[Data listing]
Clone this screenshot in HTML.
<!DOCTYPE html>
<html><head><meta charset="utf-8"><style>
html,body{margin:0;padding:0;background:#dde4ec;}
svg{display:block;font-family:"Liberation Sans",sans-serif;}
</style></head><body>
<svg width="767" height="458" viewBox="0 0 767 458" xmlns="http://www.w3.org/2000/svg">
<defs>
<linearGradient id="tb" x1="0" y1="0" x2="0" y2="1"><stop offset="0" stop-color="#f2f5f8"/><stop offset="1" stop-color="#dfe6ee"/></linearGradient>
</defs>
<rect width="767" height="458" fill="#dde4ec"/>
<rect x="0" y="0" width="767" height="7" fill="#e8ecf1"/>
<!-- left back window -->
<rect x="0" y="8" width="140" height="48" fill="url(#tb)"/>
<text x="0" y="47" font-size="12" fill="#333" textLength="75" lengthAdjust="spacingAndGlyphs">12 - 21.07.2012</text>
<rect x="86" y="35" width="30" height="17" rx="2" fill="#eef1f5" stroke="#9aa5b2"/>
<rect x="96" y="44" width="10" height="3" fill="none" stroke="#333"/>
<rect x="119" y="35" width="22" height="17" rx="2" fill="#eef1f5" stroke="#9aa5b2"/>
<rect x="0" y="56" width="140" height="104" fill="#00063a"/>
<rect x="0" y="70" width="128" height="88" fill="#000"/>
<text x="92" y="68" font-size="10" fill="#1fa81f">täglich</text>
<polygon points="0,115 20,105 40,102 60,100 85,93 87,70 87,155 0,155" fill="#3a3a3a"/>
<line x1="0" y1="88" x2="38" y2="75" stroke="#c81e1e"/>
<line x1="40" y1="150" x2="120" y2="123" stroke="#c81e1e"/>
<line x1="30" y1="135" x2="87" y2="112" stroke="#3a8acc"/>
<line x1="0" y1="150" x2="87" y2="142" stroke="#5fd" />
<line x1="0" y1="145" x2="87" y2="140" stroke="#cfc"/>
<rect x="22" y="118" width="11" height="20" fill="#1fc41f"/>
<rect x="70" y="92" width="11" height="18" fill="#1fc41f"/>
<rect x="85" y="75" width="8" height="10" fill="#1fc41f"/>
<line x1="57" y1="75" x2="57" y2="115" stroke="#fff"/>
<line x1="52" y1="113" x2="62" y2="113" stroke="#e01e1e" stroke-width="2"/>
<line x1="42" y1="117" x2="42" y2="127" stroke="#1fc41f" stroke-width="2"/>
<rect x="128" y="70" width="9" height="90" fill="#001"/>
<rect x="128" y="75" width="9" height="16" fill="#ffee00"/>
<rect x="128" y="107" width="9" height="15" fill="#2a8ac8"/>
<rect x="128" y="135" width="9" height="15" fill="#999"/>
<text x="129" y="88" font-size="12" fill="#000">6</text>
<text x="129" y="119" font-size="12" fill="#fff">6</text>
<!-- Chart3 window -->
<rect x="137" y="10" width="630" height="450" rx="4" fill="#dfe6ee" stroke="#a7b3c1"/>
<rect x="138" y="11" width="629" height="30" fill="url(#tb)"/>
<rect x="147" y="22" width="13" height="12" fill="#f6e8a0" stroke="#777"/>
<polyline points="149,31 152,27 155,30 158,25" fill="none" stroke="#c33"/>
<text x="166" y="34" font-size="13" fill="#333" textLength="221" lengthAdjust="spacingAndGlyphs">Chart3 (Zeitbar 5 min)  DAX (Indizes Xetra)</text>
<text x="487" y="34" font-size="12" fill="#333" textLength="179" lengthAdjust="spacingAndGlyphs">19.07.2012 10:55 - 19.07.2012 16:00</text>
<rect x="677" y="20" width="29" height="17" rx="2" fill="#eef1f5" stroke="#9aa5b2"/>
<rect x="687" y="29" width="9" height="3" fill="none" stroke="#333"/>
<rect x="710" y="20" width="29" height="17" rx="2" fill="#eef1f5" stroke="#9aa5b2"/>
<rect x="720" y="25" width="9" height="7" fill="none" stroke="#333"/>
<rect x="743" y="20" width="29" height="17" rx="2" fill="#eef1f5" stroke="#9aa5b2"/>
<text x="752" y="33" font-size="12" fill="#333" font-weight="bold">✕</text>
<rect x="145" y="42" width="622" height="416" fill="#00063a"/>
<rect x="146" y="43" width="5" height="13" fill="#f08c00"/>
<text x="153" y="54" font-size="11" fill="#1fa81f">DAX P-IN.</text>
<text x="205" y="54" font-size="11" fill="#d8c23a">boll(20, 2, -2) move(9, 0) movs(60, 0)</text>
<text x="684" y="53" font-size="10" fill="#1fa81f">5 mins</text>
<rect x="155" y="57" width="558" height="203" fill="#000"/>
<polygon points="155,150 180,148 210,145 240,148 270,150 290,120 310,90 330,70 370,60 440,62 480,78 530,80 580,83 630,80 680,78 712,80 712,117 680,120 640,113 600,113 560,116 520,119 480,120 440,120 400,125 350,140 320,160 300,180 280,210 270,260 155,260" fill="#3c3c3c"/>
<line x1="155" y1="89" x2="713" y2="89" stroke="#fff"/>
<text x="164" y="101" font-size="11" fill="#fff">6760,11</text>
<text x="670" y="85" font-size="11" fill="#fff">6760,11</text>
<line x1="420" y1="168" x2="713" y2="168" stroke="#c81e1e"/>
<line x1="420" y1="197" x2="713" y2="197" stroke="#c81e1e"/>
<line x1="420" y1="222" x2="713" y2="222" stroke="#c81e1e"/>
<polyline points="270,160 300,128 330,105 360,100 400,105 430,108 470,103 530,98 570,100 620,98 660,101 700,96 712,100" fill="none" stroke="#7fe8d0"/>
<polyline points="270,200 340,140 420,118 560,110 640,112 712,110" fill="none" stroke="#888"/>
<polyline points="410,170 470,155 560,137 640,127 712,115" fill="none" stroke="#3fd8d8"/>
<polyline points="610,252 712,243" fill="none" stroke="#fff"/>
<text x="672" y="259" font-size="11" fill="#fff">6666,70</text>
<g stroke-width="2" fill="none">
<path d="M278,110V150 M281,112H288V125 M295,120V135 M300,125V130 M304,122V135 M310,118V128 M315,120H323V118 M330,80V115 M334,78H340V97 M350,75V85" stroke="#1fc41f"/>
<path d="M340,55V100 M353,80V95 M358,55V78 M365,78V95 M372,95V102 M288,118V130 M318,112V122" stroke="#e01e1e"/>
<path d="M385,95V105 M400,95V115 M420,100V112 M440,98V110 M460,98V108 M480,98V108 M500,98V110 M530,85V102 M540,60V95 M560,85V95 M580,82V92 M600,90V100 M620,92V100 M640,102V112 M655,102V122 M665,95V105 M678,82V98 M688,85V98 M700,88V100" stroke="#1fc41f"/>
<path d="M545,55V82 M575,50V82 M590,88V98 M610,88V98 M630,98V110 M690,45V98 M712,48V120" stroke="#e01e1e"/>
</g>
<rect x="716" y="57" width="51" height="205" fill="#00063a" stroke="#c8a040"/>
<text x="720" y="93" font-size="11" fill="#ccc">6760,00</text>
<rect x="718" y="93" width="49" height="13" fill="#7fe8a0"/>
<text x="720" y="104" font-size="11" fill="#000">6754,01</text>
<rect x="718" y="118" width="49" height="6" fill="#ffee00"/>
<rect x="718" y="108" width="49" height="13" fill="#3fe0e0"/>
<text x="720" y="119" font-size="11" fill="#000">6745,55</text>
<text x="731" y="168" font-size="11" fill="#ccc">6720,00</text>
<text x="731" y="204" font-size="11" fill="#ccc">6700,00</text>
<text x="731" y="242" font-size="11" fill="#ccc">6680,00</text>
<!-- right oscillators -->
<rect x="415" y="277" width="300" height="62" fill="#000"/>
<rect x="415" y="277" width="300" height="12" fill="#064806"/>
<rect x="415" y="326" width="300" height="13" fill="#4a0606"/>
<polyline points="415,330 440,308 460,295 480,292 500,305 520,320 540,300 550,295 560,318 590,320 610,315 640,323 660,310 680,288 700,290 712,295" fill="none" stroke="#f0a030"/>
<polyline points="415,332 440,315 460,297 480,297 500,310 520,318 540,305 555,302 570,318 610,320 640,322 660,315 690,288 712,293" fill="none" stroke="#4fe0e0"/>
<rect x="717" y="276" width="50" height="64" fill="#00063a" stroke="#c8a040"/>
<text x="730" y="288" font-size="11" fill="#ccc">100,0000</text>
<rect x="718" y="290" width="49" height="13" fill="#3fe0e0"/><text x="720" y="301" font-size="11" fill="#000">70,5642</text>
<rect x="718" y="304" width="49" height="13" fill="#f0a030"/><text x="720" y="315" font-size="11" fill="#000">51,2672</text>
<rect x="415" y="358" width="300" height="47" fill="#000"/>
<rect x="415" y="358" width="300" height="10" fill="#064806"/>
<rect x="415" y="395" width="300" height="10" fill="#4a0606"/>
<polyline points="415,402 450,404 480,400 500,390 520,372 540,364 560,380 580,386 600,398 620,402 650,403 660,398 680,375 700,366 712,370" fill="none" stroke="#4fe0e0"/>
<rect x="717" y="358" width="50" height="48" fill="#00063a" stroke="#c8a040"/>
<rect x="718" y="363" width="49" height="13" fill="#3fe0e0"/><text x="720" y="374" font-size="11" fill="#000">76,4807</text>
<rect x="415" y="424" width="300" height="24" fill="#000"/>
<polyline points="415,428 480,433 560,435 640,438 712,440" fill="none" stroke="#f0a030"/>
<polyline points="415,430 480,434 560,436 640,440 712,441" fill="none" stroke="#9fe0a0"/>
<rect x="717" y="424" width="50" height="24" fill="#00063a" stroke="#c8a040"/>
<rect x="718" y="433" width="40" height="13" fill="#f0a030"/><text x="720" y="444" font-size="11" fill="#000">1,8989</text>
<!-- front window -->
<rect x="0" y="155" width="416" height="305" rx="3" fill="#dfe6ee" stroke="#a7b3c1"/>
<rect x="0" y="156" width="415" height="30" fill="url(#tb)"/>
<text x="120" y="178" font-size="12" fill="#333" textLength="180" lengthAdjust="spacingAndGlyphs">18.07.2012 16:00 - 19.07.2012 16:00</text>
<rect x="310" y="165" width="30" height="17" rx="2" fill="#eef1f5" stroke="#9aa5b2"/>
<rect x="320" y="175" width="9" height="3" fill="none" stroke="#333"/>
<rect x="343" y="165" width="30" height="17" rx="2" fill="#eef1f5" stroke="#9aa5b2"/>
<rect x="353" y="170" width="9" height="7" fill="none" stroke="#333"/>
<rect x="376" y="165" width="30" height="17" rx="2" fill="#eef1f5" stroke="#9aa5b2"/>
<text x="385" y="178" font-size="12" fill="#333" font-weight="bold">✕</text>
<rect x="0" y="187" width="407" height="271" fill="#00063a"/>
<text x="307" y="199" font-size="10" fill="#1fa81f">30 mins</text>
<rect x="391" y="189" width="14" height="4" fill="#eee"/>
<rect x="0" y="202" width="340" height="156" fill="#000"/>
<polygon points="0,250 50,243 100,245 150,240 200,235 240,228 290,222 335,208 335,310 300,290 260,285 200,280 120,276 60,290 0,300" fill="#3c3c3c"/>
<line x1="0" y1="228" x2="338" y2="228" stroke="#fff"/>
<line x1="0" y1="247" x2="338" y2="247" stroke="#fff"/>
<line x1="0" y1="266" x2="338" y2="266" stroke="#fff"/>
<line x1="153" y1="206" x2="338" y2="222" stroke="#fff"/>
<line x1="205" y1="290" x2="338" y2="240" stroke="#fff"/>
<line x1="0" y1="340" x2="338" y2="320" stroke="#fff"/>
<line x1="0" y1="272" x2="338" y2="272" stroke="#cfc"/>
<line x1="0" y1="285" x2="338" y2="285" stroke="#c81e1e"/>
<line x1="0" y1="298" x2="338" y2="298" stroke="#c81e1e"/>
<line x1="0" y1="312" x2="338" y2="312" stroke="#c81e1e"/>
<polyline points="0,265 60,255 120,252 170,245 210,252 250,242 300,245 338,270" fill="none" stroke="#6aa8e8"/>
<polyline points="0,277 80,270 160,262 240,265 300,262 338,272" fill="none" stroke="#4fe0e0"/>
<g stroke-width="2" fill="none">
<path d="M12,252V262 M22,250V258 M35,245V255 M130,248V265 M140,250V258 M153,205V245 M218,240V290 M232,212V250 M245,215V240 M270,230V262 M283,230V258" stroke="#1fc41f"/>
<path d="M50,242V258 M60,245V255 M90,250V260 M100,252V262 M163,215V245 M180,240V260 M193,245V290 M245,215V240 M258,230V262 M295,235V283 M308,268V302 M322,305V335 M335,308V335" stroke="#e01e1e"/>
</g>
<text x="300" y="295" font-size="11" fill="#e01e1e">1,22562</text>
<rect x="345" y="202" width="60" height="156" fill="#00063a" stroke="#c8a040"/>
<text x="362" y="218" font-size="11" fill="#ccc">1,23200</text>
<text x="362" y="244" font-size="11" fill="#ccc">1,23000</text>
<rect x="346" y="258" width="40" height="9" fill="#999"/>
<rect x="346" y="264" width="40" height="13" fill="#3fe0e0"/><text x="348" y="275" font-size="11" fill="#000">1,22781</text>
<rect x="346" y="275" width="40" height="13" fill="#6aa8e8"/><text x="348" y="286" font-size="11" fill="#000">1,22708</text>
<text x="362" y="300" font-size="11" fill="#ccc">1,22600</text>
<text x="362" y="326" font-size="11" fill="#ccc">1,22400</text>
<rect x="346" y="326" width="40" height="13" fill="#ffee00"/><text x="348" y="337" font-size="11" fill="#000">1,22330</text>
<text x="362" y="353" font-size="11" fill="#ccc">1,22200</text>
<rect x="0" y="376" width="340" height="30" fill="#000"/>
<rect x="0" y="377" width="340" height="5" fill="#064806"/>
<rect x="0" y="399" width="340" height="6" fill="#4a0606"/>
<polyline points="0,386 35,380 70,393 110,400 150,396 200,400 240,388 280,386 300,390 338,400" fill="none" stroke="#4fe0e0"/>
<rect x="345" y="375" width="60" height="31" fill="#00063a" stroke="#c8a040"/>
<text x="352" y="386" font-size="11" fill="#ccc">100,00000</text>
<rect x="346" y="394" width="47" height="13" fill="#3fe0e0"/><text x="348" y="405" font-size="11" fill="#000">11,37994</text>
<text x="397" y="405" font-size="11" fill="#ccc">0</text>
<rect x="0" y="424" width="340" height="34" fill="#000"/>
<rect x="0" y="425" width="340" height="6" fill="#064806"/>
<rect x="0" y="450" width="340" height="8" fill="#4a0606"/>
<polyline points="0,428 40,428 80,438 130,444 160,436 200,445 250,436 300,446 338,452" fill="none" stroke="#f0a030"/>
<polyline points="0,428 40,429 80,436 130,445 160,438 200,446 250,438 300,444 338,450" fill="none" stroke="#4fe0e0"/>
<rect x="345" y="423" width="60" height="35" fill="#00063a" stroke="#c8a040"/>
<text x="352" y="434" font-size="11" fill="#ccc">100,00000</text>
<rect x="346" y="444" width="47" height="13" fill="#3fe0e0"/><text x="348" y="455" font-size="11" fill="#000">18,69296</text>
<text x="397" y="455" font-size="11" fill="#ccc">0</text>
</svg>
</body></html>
---
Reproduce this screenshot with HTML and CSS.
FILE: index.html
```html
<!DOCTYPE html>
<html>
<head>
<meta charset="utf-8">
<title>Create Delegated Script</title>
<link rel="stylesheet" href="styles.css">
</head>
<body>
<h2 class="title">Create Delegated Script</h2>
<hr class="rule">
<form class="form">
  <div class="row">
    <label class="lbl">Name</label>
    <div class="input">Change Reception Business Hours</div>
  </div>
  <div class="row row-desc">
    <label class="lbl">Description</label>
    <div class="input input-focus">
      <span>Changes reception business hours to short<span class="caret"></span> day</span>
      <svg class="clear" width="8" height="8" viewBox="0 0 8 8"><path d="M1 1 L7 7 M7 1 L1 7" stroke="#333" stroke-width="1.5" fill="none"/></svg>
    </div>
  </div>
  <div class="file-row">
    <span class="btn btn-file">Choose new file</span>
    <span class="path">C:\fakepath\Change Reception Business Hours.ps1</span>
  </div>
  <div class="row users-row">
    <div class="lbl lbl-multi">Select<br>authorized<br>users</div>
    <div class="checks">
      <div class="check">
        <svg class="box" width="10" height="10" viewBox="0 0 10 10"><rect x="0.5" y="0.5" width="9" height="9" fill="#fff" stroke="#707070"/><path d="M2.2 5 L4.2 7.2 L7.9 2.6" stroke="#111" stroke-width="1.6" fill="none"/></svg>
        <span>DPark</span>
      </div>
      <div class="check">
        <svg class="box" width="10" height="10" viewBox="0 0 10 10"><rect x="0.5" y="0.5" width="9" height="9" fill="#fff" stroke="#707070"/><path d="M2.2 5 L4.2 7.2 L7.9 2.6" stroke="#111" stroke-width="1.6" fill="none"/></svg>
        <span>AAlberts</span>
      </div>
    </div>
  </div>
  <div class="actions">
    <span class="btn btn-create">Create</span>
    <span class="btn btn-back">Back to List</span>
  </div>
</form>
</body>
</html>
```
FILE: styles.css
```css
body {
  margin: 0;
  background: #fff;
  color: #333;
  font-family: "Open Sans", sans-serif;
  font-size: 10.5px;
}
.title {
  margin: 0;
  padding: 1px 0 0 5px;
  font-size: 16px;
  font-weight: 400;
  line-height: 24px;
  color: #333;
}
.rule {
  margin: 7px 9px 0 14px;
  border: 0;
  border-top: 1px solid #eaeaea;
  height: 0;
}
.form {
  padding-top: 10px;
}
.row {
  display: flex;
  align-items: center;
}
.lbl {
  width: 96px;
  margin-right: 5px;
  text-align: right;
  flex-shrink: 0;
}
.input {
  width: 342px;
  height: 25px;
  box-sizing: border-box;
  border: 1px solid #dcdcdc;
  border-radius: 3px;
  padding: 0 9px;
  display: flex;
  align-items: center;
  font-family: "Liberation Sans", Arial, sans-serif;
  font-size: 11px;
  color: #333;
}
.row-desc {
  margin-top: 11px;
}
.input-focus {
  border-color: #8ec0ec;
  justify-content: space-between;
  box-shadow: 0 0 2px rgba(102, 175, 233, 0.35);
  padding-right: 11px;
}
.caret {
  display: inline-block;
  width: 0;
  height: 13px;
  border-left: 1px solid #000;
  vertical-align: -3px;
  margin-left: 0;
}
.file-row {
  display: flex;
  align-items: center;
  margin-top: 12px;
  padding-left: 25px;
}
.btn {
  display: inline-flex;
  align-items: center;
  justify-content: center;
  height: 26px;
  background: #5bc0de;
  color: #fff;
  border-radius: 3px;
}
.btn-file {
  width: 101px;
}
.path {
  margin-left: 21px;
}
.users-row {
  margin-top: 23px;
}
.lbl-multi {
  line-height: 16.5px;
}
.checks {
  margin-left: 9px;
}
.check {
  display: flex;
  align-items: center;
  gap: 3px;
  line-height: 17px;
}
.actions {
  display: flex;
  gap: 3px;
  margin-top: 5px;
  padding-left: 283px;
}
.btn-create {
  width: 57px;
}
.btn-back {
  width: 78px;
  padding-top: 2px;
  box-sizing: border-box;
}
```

*EXERCISE AIM*. Note every line above where the string "screenshot" shows up, and copy those lines.

*COMPLETED TASK*.
Clone this screenshot in HTML.
Reproduce this screenshot with HTML and CSS.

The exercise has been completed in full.